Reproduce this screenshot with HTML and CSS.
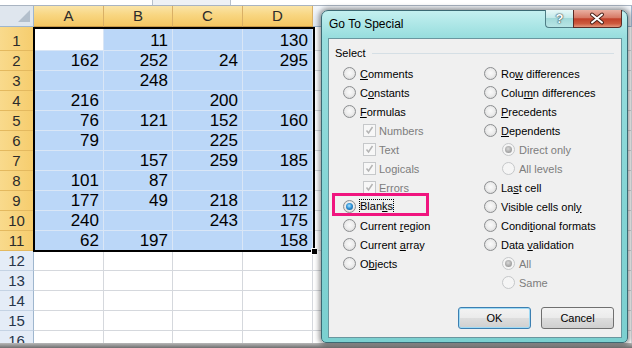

--

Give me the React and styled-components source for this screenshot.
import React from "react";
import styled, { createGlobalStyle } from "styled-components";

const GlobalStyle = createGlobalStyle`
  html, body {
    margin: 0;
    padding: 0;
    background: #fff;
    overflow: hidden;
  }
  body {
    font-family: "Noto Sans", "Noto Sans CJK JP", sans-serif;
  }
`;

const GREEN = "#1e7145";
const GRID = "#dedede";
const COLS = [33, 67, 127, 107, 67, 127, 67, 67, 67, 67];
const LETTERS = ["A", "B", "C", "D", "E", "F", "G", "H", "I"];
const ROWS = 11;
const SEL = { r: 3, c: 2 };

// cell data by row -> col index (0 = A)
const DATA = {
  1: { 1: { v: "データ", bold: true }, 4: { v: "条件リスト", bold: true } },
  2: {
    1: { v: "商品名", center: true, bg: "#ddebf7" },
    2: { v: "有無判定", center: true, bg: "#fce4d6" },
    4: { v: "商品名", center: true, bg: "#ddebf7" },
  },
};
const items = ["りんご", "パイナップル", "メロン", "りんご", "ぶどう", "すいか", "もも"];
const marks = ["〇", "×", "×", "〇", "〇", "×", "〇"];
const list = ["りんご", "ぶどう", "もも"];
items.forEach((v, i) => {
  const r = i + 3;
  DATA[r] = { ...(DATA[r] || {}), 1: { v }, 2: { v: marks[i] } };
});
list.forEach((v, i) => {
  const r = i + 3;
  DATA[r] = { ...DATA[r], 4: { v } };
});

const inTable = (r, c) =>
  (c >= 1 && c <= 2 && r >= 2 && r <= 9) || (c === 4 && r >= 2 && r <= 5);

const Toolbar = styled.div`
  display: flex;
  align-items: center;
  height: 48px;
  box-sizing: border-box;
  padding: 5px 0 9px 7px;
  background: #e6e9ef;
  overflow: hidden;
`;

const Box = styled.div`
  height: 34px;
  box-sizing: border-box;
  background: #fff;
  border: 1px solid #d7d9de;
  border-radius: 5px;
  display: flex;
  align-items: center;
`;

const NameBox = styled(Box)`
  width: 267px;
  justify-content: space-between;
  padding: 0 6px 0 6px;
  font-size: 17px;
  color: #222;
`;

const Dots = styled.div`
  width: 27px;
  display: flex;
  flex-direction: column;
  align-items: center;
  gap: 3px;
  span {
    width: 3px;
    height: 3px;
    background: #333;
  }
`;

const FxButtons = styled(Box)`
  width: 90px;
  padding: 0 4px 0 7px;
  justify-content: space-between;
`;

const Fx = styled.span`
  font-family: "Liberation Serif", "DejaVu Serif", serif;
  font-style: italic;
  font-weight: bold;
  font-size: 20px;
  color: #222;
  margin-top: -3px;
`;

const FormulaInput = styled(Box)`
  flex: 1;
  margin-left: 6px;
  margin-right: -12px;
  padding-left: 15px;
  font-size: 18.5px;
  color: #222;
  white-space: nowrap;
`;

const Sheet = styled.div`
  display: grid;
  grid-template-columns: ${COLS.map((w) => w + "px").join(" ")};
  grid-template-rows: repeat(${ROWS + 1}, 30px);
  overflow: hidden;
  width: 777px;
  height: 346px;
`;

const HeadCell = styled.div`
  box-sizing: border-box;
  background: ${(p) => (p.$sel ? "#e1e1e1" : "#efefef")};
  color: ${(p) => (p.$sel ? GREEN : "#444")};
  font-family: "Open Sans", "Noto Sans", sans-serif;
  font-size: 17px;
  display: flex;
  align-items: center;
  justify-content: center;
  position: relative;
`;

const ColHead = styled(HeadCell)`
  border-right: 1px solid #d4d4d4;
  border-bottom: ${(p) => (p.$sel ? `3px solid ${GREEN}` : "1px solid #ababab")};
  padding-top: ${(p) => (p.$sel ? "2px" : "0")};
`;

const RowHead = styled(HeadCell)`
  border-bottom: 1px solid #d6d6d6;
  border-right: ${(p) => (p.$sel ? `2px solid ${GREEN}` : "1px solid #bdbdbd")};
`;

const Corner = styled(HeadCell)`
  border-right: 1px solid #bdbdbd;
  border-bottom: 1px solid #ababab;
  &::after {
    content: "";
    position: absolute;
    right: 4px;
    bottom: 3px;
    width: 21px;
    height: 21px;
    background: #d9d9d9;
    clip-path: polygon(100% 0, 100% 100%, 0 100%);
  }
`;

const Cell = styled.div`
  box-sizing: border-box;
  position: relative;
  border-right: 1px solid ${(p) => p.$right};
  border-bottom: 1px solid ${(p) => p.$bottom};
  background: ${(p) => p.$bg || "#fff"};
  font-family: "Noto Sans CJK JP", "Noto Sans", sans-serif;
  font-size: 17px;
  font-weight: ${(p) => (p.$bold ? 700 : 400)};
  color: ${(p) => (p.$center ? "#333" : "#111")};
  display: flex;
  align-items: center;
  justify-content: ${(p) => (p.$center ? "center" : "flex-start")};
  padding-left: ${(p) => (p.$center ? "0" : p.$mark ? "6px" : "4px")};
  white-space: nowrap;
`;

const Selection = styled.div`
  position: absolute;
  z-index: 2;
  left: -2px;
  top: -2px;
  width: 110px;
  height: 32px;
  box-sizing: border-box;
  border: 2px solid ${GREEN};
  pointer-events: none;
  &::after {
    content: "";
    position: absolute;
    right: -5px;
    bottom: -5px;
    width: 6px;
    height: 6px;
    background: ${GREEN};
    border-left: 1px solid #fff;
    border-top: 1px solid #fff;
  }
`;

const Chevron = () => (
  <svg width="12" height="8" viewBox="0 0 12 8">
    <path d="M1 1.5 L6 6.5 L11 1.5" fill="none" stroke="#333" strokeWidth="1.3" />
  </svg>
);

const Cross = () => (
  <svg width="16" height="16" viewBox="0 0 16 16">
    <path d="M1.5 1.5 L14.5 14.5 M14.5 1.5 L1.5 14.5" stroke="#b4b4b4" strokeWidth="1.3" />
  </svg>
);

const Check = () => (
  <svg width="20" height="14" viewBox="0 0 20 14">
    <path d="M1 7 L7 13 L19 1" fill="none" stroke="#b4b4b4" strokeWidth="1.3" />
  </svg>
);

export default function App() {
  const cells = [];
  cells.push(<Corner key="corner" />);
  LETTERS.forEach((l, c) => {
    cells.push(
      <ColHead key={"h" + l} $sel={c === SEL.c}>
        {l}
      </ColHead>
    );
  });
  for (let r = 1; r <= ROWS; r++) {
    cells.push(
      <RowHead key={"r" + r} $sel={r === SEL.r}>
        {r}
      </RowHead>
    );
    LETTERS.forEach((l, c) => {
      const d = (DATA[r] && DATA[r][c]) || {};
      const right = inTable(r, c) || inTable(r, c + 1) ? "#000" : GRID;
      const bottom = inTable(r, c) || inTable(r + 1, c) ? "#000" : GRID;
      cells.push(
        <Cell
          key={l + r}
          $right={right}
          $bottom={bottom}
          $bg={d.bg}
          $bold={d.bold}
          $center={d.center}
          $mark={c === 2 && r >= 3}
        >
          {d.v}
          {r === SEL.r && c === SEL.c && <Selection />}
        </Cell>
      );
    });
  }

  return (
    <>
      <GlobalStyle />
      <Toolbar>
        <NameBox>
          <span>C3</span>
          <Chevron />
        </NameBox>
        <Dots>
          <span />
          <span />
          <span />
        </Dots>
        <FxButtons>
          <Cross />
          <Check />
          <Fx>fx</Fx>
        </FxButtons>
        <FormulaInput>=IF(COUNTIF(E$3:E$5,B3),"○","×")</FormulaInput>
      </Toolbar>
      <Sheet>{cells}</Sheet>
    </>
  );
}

Your task: Only lines with the string "React" belong in your answer; copy each one.

Written response:
Give me the React and styled-components source for this screenshot.
import React from "react";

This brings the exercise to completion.